3. Du point de vue du Conseil fédéral, le fait que la guerre civile chinoise n’est juridiquement pas terminée est une affaire intérieure chinoise. Dans ses relations avec la Chine, il s’en tient à la politique qu’il a lui-même définie en 1950. Lors de contacts officiels, les autorités suisses appellent les autorités de la République populaire de Chine à régler pacifiquement les différends qui les opposent aux autorités taiwanaises. Si toutes les parties concernées devaient en formuler le désir, la Suisse serait prête à jouer un rôle en vue de rapprocher les deux rives du détroit, selon des modalités à définir par les parties elles-mêmes. Pour l’heure, aucune demande en ce sens n’est parvenue aux autorités suisses.
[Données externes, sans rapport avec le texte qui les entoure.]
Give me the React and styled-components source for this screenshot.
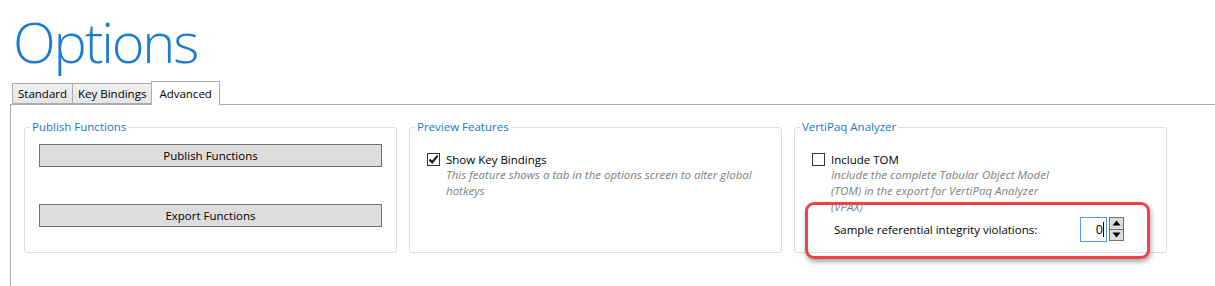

4. Les échanges culturels, économiques et humains entre la Suisse et Taiwan sont très intenses. L’île est, par exemple, le 5e partenaire commercial de notre économie en Asie, nos échanges avoisinant chaque année les 2 milliards de francs. Ces relations impliquent des contacts techniques entre les administrations suisse et taiwanaise pour régler les problèmes concrets qui se posent inévitablement lorsque les échanges économiques connaissent un tel essor. L’entrée de Taiwan à l’Organisation mondiale du commerce en tant que territoire douanier séparé offre une plateforme pour résoudre certains de ces problèmes. Le Conseil fédéral s’efforce par ailleurs de régler de manière pragmatique et conforme à la politique d’une seule Chine les autres questions ouvertes.